> _The problem_
Scan the records and identify every line in which the string "index" occurs, then return those lines.

(Rows from a dataset of pages and code)

* begin *

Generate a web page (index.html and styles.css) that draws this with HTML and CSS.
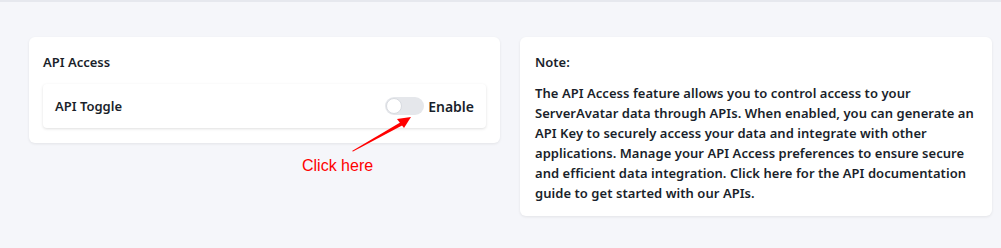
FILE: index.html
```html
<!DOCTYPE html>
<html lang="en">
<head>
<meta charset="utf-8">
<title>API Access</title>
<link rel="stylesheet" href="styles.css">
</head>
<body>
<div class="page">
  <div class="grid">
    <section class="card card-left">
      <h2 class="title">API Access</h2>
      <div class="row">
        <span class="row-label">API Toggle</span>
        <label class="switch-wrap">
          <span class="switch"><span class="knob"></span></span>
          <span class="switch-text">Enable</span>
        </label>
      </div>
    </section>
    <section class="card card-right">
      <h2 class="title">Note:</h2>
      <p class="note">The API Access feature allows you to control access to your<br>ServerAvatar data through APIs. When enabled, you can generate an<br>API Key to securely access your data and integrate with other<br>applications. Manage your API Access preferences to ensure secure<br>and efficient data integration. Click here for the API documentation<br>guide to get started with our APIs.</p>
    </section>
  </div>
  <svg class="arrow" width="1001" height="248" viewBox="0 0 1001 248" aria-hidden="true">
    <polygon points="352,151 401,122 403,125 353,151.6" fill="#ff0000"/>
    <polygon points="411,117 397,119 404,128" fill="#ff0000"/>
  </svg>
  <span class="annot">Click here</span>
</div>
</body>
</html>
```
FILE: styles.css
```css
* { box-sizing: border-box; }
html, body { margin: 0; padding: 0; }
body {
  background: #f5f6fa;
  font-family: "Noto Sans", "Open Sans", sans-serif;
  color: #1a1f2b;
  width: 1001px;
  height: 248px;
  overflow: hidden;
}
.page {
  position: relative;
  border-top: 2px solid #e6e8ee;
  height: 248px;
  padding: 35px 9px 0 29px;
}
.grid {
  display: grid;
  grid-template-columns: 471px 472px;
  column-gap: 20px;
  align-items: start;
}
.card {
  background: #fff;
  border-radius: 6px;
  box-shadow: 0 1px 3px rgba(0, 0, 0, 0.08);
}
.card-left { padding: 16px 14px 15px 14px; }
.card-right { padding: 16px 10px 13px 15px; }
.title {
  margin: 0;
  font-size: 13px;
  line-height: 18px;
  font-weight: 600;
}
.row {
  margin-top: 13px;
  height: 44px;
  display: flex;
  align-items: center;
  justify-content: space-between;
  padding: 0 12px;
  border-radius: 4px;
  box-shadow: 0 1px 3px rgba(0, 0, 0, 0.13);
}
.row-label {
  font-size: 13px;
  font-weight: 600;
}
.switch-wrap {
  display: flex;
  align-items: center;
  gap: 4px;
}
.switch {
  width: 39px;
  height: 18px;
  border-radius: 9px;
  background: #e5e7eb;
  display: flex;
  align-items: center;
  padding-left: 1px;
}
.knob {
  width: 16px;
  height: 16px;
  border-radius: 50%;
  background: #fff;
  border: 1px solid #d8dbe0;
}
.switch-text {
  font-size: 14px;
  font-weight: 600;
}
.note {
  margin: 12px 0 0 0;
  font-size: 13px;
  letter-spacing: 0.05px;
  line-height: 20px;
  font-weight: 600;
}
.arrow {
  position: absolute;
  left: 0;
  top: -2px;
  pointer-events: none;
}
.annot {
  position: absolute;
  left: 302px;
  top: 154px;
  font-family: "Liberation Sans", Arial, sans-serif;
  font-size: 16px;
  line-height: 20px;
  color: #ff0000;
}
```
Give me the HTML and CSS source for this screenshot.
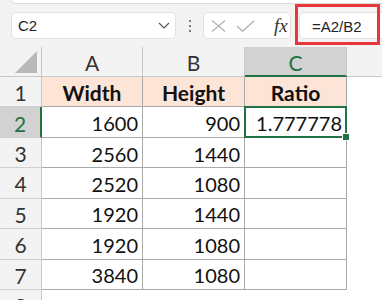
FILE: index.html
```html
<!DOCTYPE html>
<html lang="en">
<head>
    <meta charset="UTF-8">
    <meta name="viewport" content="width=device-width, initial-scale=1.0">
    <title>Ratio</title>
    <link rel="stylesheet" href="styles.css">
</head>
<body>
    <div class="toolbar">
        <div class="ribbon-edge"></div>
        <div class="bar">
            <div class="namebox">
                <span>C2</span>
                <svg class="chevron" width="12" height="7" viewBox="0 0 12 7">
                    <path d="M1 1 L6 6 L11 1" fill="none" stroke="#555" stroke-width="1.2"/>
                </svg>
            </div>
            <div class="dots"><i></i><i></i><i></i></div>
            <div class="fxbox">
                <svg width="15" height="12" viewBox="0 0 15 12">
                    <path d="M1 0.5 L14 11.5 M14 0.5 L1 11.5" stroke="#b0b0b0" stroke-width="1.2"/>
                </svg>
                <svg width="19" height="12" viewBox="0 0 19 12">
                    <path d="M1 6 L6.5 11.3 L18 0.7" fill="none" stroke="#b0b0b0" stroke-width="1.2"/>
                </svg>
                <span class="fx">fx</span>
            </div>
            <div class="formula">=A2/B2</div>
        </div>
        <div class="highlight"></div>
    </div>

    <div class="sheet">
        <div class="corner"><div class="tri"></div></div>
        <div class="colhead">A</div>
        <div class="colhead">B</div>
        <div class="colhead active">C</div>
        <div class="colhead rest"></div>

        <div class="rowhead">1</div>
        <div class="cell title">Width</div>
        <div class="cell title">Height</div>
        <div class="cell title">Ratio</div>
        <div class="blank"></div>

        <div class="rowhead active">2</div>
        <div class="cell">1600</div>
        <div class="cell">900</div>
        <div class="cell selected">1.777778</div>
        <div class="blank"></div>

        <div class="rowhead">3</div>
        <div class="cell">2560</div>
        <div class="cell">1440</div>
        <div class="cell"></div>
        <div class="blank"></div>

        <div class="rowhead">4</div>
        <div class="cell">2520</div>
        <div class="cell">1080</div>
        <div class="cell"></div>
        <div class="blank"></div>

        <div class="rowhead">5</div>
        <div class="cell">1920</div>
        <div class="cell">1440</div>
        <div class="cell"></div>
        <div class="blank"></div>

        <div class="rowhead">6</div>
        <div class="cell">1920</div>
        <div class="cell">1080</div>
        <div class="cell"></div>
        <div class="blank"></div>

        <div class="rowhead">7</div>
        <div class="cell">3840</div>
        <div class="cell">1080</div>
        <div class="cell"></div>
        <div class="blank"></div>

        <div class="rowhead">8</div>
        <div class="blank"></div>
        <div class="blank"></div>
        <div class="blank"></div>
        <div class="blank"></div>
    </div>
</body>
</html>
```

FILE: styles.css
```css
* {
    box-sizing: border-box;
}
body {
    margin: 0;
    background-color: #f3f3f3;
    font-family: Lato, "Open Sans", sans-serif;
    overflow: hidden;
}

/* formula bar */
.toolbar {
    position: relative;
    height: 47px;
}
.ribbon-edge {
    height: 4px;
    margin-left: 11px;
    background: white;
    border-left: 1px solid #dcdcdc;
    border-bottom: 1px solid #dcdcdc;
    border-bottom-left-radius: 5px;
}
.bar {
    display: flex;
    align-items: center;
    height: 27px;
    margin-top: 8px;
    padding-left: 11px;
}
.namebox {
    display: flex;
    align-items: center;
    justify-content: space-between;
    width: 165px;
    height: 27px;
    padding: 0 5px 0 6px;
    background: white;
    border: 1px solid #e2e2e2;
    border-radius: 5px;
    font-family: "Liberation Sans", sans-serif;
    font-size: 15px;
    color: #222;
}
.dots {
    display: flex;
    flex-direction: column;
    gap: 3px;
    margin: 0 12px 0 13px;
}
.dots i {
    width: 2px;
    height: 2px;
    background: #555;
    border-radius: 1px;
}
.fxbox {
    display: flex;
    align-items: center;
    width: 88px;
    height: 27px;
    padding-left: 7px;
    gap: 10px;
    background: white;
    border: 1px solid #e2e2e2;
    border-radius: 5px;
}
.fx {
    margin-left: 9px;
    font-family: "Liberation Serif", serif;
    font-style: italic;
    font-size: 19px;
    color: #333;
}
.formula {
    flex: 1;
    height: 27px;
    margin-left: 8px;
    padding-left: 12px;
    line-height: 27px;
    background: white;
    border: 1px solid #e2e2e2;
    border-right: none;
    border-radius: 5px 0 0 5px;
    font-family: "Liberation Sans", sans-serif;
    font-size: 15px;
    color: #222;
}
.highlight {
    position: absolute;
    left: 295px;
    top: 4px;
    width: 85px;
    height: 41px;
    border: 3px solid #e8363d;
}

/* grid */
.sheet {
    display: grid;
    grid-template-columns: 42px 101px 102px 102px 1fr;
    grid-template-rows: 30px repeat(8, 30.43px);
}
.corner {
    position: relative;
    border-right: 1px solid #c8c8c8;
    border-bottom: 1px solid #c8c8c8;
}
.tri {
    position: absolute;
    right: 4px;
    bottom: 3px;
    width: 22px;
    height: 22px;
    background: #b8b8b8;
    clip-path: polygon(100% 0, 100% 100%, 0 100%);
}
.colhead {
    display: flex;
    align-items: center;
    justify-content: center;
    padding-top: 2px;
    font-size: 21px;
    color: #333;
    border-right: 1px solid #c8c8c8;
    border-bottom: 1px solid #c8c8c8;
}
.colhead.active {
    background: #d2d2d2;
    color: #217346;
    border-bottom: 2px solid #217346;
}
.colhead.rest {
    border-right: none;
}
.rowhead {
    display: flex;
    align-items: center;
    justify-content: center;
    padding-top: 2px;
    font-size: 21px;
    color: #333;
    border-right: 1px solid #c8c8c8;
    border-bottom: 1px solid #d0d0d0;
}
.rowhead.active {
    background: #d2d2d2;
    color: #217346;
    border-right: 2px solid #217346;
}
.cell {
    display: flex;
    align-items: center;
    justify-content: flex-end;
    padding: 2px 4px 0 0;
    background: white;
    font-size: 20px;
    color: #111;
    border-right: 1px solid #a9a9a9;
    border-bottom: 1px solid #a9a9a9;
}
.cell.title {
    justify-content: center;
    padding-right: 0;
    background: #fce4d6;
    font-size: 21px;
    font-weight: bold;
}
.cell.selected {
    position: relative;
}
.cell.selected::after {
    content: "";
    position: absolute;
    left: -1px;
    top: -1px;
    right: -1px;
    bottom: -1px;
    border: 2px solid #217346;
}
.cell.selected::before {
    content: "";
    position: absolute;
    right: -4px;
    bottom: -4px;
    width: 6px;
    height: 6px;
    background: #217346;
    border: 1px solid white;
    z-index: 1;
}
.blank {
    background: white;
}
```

* end *

> _Solved problem_
Generate a web page (index.html and styles.css) that draws this with HTML and CSS.
FILE: index.html
FILE: index.html
    z-index: 1;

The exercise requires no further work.